Enterprises have spent a decade buying detection and response tools. Group-IB’s new Purple Teaming service starts from an uncomfortable premise: most of them have no idea whether any of it works.
Announced this week, the offering puts Group-IB’s offensive specialists and a client’s own defenders in the same engagement, at the same time. The red team runs adversary scenarios live while the blue team watches, responds and tunes its detection rules on the spot — a feedback loop compressed into a single exercise rather than stretched across a quarter.
Not another pentest report
That distinction is the entire pitch. Traditional penetration testing ends with a PDF that lands weeks after the attack simulation is over, by which point the findings have gone stale and the defenders who needed the lesson never saw it happen. Purple teaming collapses the gap: defenders learn while the attack is still running.
Every scenario is mapped to the MITRE ATT&CK framework and drawn from Group-IB’s own threat intelligence.

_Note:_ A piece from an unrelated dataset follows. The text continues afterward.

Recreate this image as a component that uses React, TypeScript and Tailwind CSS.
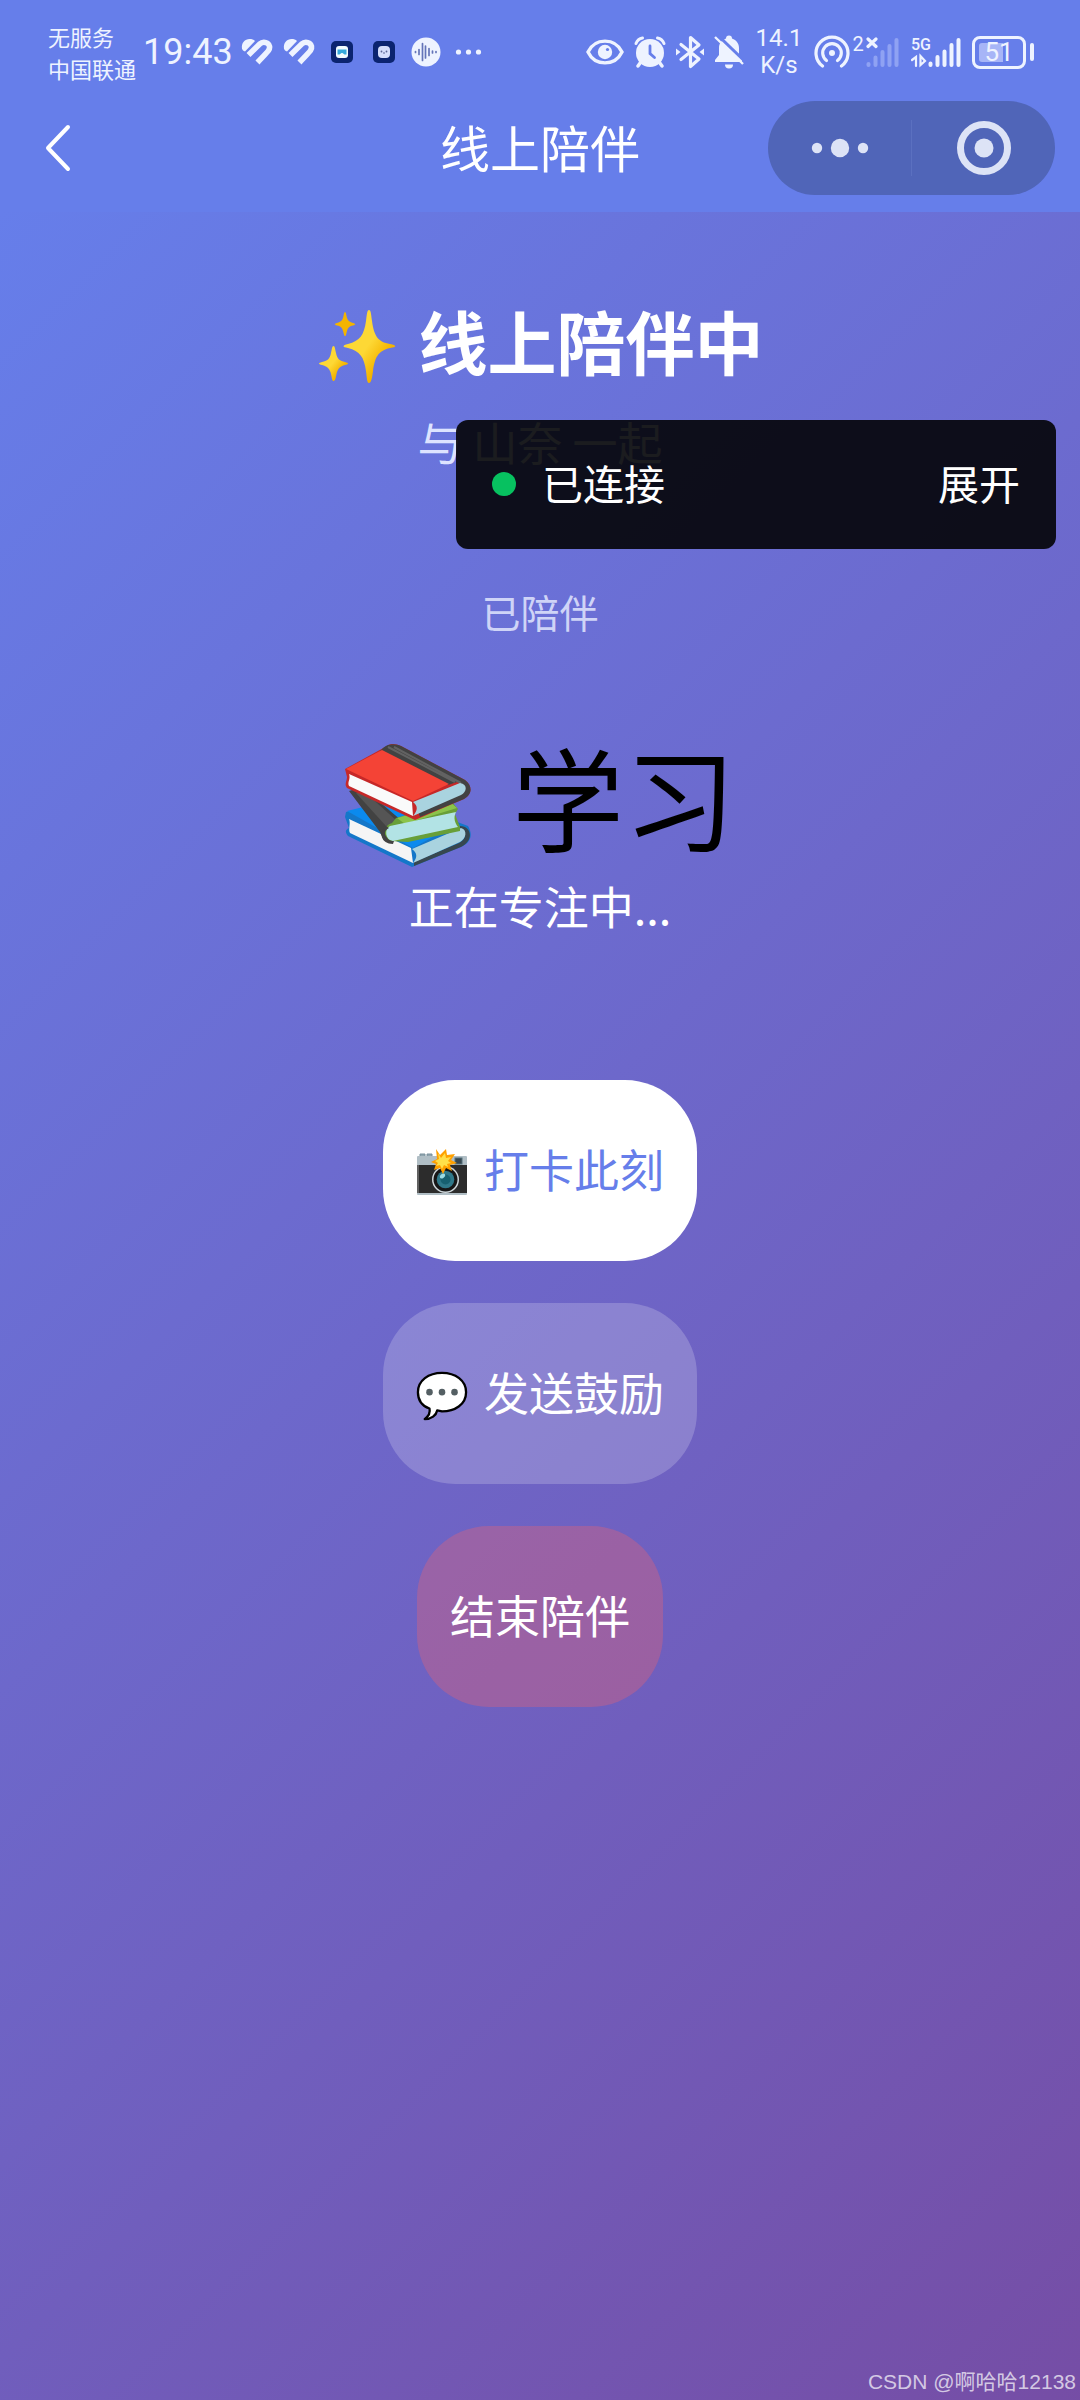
import type { ReactNode } from 'react'

interface IconProps {
  className?: string
}

function HeartIcon() {
  return (
    <svg viewBox="0 0 32 28" className="h-7 w-8" fill="none">
      <path d="M1 10.500 C0 5 4 1 8.500 1 C11 1 12.500 1.500 14 3 L4 13.500 C2.500 13 1.300 12 1 10.500Z" fill="#eef3ff" />
      <path d="M7.500 17 L19 5.800 C23.500 1.500 31.500 6.500 27.500 12.500 C26.500 14 25 15.500 16.500 24.500" stroke="#eef3ff" strokeWidth="5.600" />
    </svg>
  )
}

function RobotIcon() {
  return (
    <svg viewBox="0 0 22 22" className="h-[22px] w-[22px]">
      <rect width="22" height="22" rx="5" fill="#0b2470" />
      <rect x="5" y="5" width="12" height="12" rx="3" fill="#f1fbff" />
      <path d="M6.500 8.500h9v5h-2l-2-1.500h-1l-2 1.500h-2z" fill="#35a9dc" />
    </svg>
  )
}

function FaceIcon() {
  return (
    <svg viewBox="0 0 22 22" className="h-[22px] w-[22px]">
      <rect width="22" height="22" rx="5" fill="#0b2470" />
      <rect x="5" y="5" width="12" height="12" rx="4" fill="#d5defc" />
      <circle cx="8.500" cy="10.500" r="0.900" fill="#5b6694" />
      <circle cx="13.500" cy="10.500" r="0.900" fill="#5b6694" />
      <path d="M10 12h2" stroke="#5b6694" />
    </svg>
  )
}

function VoiceIcon() {
  return (
    <svg viewBox="0 0 30 30" className="h-[30px] w-[30px]">
      <circle cx="15" cy="15" r="14.500" fill="#eef3ff" />
      <path
        d="M4.500 14.500v1M8 12.500v5M11.500 6.500v17M14.500 9v12M18 11.500v7M21.500 14v2M25 14.500v1"
        stroke="#6474b8"
        strokeWidth="1.700"
        strokeLinecap="round"
      />
    </svg>
  )
}

function MoreIcon() {
  return (
    <svg viewBox="0 0 28 6" className="h-[6px] w-7" fill="#eef3ff">
      <circle cx="3.500" cy="3" r="2.600" />
      <circle cx="13.500" cy="3" r="2.600" />
      <circle cx="23.500" cy="3" r="2.600" />
    </svg>
  )
}

function EyeIcon() {
  return (
    <svg viewBox="0 0 38 26" className="h-[26px] w-[38px]">
      <path d="M2 13C9-1.500 29-1.500 36 13C29 27.500 9 27.500 2 13Z" fill="none" stroke="#eef3ff" strokeWidth="3.400" />
      <circle cx="19" cy="13" r="7.200" fill="#eef3ff" />
      <circle cx="21.500" cy="10.500" r="1.600" fill="#667eea" />
    </svg>
  )
}

function AlarmIcon() {
  return (
    <svg viewBox="0 0 32 32" className="h-8 w-8" fill="none" stroke="#eef3ff" strokeLinecap="round">
      <circle cx="16" cy="17" r="14" fill="#eef3ff" stroke="none" />
      <path d="M2 7.500C3 5 5.500 2.500 8.500 2M30 7.500C29 5 26.500 2.500 23.500 2" strokeWidth="3" />
      <path d="M6.500 26.500L4 30M25.500 26.500L28 30" strokeWidth="3.400" />
      <path d="M16 10v7.500l4.500 4" stroke="#667eea" strokeWidth="2.800" />
    </svg>
  )
}

function BluetoothIcon() {
  return (
    <svg viewBox="0 0 28 34" className="h-[34px] w-7" fill="none" stroke="#eef3ff" strokeWidth="3.200" strokeLinejoin="round" strokeLinecap="round">
      <path d="M5 9.500l18 14.500-8.500 7.500v-29L23 10 5 24.500" />
      <path d="M0 13.500l4.500 3.500L0 20.500zM28 13.500l-4.500 3.500 4.500 3.500z" fill="#eef3ff" stroke="none" />
    </svg>
  )
}

function BellOffIcon() {
  return (
    <svg viewBox="0 0 30 34" className="h-[34px] w-[30px]">
      <path d="M12 3.500a3 3 0 0 1 6 0C22.500 5 25 8.500 25 13v7l3 5v2H1v-2l4-5v-7C5 8.500 7.500 5 12 3.500Z" fill="#eef3ff" />
      <path d="M11 29.500h8a4 4 0 0 1-8 0Z" fill="#eef3ff" />
      <path d="M3-0.500L31 26.500" stroke="#667eea" strokeWidth="3" />
      <path d="M1 2L29 29" stroke="#eef3ff" strokeWidth="2.400" />
    </svg>
  )
}

function HotspotIcon() {
  return (
    <svg viewBox="0 0 36 34" className="h-[34px] w-9" fill="none" stroke="#eef3ff" strokeWidth="3.200" strokeLinecap="round">
      <circle cx="18" cy="18" r="3" fill="#eef3ff" stroke="none" />
      <path d="M12.500 25.500a9.300 9.300 0 1 1 11 0" />
      <path d="M8.500 31a16 16 0 1 1 19 0" />
    </svg>
  )
}

function WeakSignalIcon() {
  return (
    <svg viewBox="0 0 34 32" className="h-8 w-[34px]" fill="none" strokeLinecap="round" strokeWidth="4">
      <path d="M2.500 29v-1M9.500 29v-7.500M16.500 29v-13M23.500 29v-19M30.500 29v-25" stroke="#8fa2f3" />
      <path d="M2 3l8 7.500M10 3l-8 7.500" stroke="#eef3ff" strokeWidth="3.200" />
    </svg>
  )
}

function SignalIcon() {
  return (
    <svg viewBox="0 -4 50 40" className="h-10 w-[50px]" fill="none" strokeLinecap="round" strokeWidth="4" stroke="#eef3ff">
      <path d="M19.500 29v-1.500M26.500 29v-8M33.500 29v-13.500M40.500 29v-20M47.500 29v-25" />
      <path d="M1 24l4-3v9M9.500 20v9l4.500-4z" strokeWidth="2.200" />
      <text x="0" y="14" fontSize="16" fontWeight="500" fontFamily="Roboto" fill="#eef3ff" stroke="none">
        5G
      </text>
    </svg>
  )
}

function SparklesEmoji({ className }: IconProps) {
  return (
    <svg viewBox="0 0 80 76" className={className}>
      <defs>
        <linearGradient id="spark" x1="0" y1="0" x2="1" y2="1">
          <stop offset="0.480" stopColor="#fdd835" />
          <stop offset="0.720" stopColor="#f4b400" />
        </linearGradient>
      </defs>
      <path d="M52 1C54 1 54 5 55 12C57 27 61 33 73 35C80 36.500 80 38 73 39C61 42 58 48 56 62C55 70 54 74 52 74C50 74 50 70 49 62C47 48 43 42 31 39C25 38 25 36.500 31 35C43 32 47 26 49 12C50 5 50 1 52 1Z" fill="url(#spark)" />
      <path d="M16.500 37C18 37 18 40 19 44C20 50 23 52 28 53C32 54 32 55 28 56C23 57 20.500 60 19.500 65C18.500 70 18 72 16.500 72C15 72 15 69 14 65C13 60 10 57 5 56C1 55 1 54 5 53C10 52 13 50 14 44C15 40 15 37 16.500 37Z" fill="url(#spark)" />
      <path d="M28 3C29 3 29 5 30 9C31 12 33 13 36 14C39 15 39 15.500 36 16.500C33 17 31 18 30 22C29 26 29 27 28 27C27 27 27 25 26 22C25 18 23 17 20 16.500C17 15.500 17 15 20 14C23 13 25 12 26 9C27 5 27 3 28 3Z" fill="#f4b400" />
    </svg>
  )
}

function BooksEmoji({ className }: IconProps) {
  return (
    <svg viewBox="0 0 128 124" className={className}>
      <path d="M2 68L52 55L124 82C129 90 127 98 119 102L68 123L4 92C1 88 1 86 5 84L1 73Z" fill="#1477c9" />
      <path d="M116 82C128 82 130 97 117 103L70 122L70 118L115 99C123 95 123 87 114 86Z" fill="#37474f" />
      <path d="M3 67L48 56L112 80L69 104Z" fill="#0b8aee" />
      <path d="M5 75L67 104L69 119L6 89C4 85 7 80 5 75Z" fill="#f5f5f5" />
      <path d="M68 105L117 84C124 86 122 95 116 98L69 119C74 113 73 109 68 105Z" fill="#a9d3df" />
      <path d="M5 47L18 43L58 77L49 97C42 98 38 94 36 88Z" fill="#424242" />
      <path d="M12 49L22 49L54 78L42 82Z" fill="#555" />
      <path d="M52 74L108 58L114 65L111 70L116 83L116 87L64 98L46 97C38 90 39 82 48 79Z" fill="#689f38" />
      <path d="M53 74L107 59L113 64L61 80Z" fill="#8bc34a" />
      <path d="M46 82L112 68C109 74 111 79 114 83L49 97C41 96 40 85 46 82Z" fill="#b2e3e5" />
      <path d="M45 84C38 87 40 97 50 97L49 100C37 100 34 88 42 82Z" fill="#424242" />
      <path d="M1 25L43 2C47-1 52 0 57 2L121 36C129 42 128 51 120 55L71 76L3 44C0 40 3 37 3 33Z" fill="#c62828" />
      <path d="M39 4C45-1 52 0 57 2L121 36C129 42 128 51 120 55L76 73L74 67L116 49C124 45 120 40 113 38L104 41L36 7Z" fill="#424242" />
      <path d="M44 3L111 38M50 3L117 39" stroke="#626262" strokeWidth="2" fill="none" />
      <path d="M2 25L38 6L105 40L69 57Z" fill="#f44336" />
      <path d="M5 30L68 58L69 72L5 42C3 38 7 35 5 30Z" fill="#fafafa" />
      <path d="M69 58L116 39C124 40 123 48 117 51L69 72C74 66 74 62 69 58Z" fill="#a9d3df" />
    </svg>
  )
}

function CameraEmoji() {
  return (
    <svg viewBox="0 0 52 48" className="h-12 w-[52px]">
      <path d="M4 7V5h5v2M11 7V5h5v2" fill="#90a4ae" stroke="#78909c" />
      <rect x="1" y="7" width="50" height="39" rx="1" fill="#b0bec5" />
      <rect x="1" y="16" width="50" height="28" fill="#2c2c2c" />
      <rect x="1" y="16" width="2" height="28" fill="#616161" />
      <rect x="39" y="9" width="7" height="6" fill="#37474f" stroke="#546e7a" />
      <circle cx="29.500" cy="30.500" r="13.500" fill="#cfd8dc" />
      <circle cx="29.500" cy="30.500" r="12" fill="#171717" />
      <circle cx="29.500" cy="30.500" r="8.800" fill="#2f7889" />
      <circle cx="29.500" cy="30.500" r="5" fill="#176070" />
      <ellipse cx="26.500" cy="27" rx="3" ry="2" fill="#9adbe5" transform="rotate(-35 26.500 27)" />
      <path d="M20 0l4 6 6-6 1 6 8-1-4 6 6 3-7 2 2 6-6-3-3 6-3-6-6 2 2-6-5-2 6-3z" fill="#ffa000" />
      <path d="M22 4l3 5 4-5 1 5 5-1-3 4 3 2-4 1 1 3-4-2-2 4-2-4-4 1 2-3-3-2 4-2z" fill="#ffe04a" />
    </svg>
  )
}

function SpeechEmoji() {
  return (
    <svg viewBox="0 0 54 52" className="h-[52px] w-[52px]">
      <path
        d="M27 2C41 2 52 10 52 22C52 35 40 42 27 42L22 41C21 46 16 50 9 50C13 47 15 43 14 39C6 36 2 30 2 22C2 10 13 2 27 2Z"
        fill="#fff"
        stroke="#000"
        strokeWidth="2.400"
        strokeLinejoin="round"
      />
      <g fill="#545f63">
        <circle cx="14" cy="22" r="3.400" />
        <circle cx="27" cy="22" r="3.400" />
        <circle cx="40" cy="22" r="3.400" />
      </g>
    </svg>
  )
}

function StatusBar() {
  return (
    <div className="flex h-[104px] items-center justify-between pr-[46px] pl-12 text-[#eef3ff]">
      <div className="flex items-center">
        <div className="w-[95px] text-[22px] leading-8">
          <p>无服务</p>
          <p>中国联通</p>
        </div>
        <span className="w-[98px] font-[Roboto] text-[36px] leading-10">19:43</span>
        <div className="flex items-center gap-[10px]">
          <HeartIcon />
          <HeartIcon />
        </div>
        <div className="ml-4 flex items-center gap-5">
          <RobotIcon />
          <FaceIcon />
        </div>
        <div className="ml-4 flex items-center gap-[14px]">
          <VoiceIcon />
          <MoreIcon />
        </div>
      </div>
      <div className="flex items-center">
        <div className="flex items-center gap-[10px]">
          <EyeIcon />
          <AlarmIcon />
          <BluetoothIcon />
          <BellOffIcon />
        </div>
        <div className="w-[70px] text-center font-[Roboto] text-[24px] leading-[27px]">
          <p>14.1</p>
          <p>K/s</p>
        </div>
        <HotspotIcon />
        <span className="mb-4 w-4 text-center font-[Roboto] text-[20px] leading-5">2</span>
        <div className="flex items-center gap-[11px]">
          <WeakSignalIcon />
          <SignalIcon />
          <div className="flex items-center gap-1">
            <div className="relative flex h-[33px] w-[54px] items-center justify-center rounded-[8px] border-3 border-[#eef3ff]">
              <div className="absolute top-1 left-1 h-[19px] w-6 rounded-l-[3px] bg-[#a7b5f7]" />
              <span className="relative font-[Roboto] text-[26px] leading-7">51</span>
            </div>
            <div className="h-[18px] w-1 rounded-[2px] bg-[#eef3ff]" />
          </div>
        </div>
      </div>
    </div>
  )
}

function NavBar() {
  return (
    <div className="grid h-[108px] grid-cols-[1fr_auto_1fr] items-start">
      <button aria-label="返回" className="ml-11 h-[88px] w-7">
        <svg viewBox="0 0 28 48" className="h-12 w-7" fill="none" stroke="#fff" strokeWidth="4" strokeLinecap="round" strokeLinejoin="round">
          <path d="M24 3L4 24l20 21" />
        </svg>
      </button>
      <span className="text-[50px] leading-[84px] text-white">线上陪伴</span>
      <div className="-mt-[3px] mr-[25px] flex h-[94px] w-[287px] items-center justify-self-end rounded-full bg-[#5065b8]">
        <button aria-label="更多" className="flex flex-1 justify-center">
          <svg viewBox="0 0 60 20" className="h-5 w-[60px]" fill="#dde3f6">
            <circle cx="7" cy="10" r="5.200" />
            <circle cx="30" cy="10" r="9.200" />
            <circle cx="53" cy="10" r="5.200" />
          </svg>
        </button>
        <div className="h-14 w-px bg-[#5b70c0]" />
        <button aria-label="关闭" className="flex flex-1 justify-center">
          <svg viewBox="0 0 56 56" className="h-14 w-14">
            <circle cx="28" cy="28" r="23.500" fill="none" stroke="#dde3f6" strokeWidth="7" />
            <circle cx="28" cy="28" r="9.500" fill="#dde3f6" />
          </svg>
        </button>
      </div>
    </div>
  )
}

interface ActionButtonProps {
  icon?: ReactNode
  label: string
  className: string
}

function ActionButton({ icon, label, className }: ActionButtonProps) {
  return (
    <button className={`flex h-[181px] items-center gap-4 rounded-[72px] px-[33px] text-[45px] leading-[60px] ${className}`}>
      {icon && <span className="pt-1">{icon}</span>}
      <span className="pb-1">{label}</span>
    </button>
  )
}

function ConnectionToast() {
  return (
    <div className="absolute top-[420px] right-6 flex h-[129px] w-[600px] items-center rounded-xl bg-black/88 px-9 pb-0.5 text-[41px] leading-[60px] text-white">
      <span className="mr-[26px] h-6 w-6 rounded-full bg-[#07c160]" />
      <span className="pb-1">已连接</span>
      <button className="ml-auto pb-1">展开</button>
    </div>
  )
}

export default function App() {
  return (
    <div className="relative flex min-h-screen flex-col font-['Noto_Sans_CJK_SC',sans-serif]">
      <header className="bg-[#667eea]">
        <StatusBar />
        <NavBar />
      </header>

      <main className="flex flex-1 flex-col items-center bg-linear-[135deg,#667eea,#764ba2_105%] pt-[83px] text-white">
        <h1 className="flex items-end gap-[22px] text-[69px] leading-[90px] font-bold">
          <SparklesEmoji className="h-[76px] w-20" />
          线上陪伴中
        </h1>
        <p className="mt-[27px] text-[45px] leading-[60px] text-[#dde3ff]">与 山奈 一起</p>
        <p className="mt-[109px] text-[39px] leading-[60px] text-[#cfd4f7]">已陪伴</p>
        <div className="mt-[81px] flex items-end gap-10 text-[112px] leading-[146px] text-black">
          <BooksEmoji className="h-[124px] w-32" />
          学习
        </div>
        <p className="mt-2 text-[45px] leading-[60px]">正在专注中...</p>

        <div className="mt-[144px] flex flex-col items-center gap-[42px]">
          <ActionButton icon={<CameraEmoji />} label="打卡此刻" className="bg-white text-[#667eea]" />
          <ActionButton icon={<SpeechEmoji />} label="发送鼓励" className="bg-white/20" />
          <ActionButton label="结束陪伴" className="bg-[#ff6464]/30" />
        </div>

        <footer className="mt-auto self-end pr-1 pb-1 font-['Liberation_Sans','Noto_Sans_CJK_SC',sans-serif] text-[21px] leading-7 text-white/70">
          CSDN @啊哈哈12138
        </footer>
      </main>

      <ConnectionToast />
    </div>
  )
}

Engagements can cover ransomware simulations, Active Directory attacks, supply chain compromise and data exfiltration, all run without disrupting production systems. Duration ranges from one to eight weeks, delivered on-site, remotely or hybrid.
The company says its scenario library draws on more than 1,600 high-tech cybercrime investigations conducted since it was founded in 2003 — the argument being that a client gets simulations of the threat actors actually targeting its industry and geography, rather than a generic attack playbook applied uniformly.
The accountability question
“Organisations today face a fundamental accountability question: they have invested heavily in detection and response capabilities, but many have never tested whether those capabilities actually work when it matters,” said Dmitry Volkov, CEO of Group-IB. “Purple Teaming answers that question honestly. It is not a checkbox exercise.”
Konstantin Damotsev, who heads the company’s red teaming practice, makes the sharper version of the case: the value is not the offensive toolkit but the intelligence behind each scenario. Defenders, he argues, should be trained against the adversaries attributed in real incidents, not a theoretical composite.
Worth a raised eyebrow
Purple teaming is not a Group-IB invention. Mandiant, CrowdStrike, SANS and a long tail of boutique consultancies all sell some version of collaborative adversary emulation, and the term has been drifting toward buzzword territory for years. What Group-IB is really monetising is its intelligence archive, which is a genuine differentiator only if the scenarios stay current.
There is also the awkward incentive structure common to every vendor that both finds the gaps and sells the products that fill them. Group-IB positions Purple Teaming alongside its Threat Intelligence, Managed XDR and Incident Response lines. An exercise that reliably concluded “your defences are fine” would be a strange thing for the company to sell.
None of which makes the underlying observation wrong. Security budgets have grown faster than the evidence that they buy operational readiness, and an exercise that produces a defender who has practiced under pressure is worth more than another dashboard. The service is available globally through Group-IB’s network of Digital Crime Resistance Centers.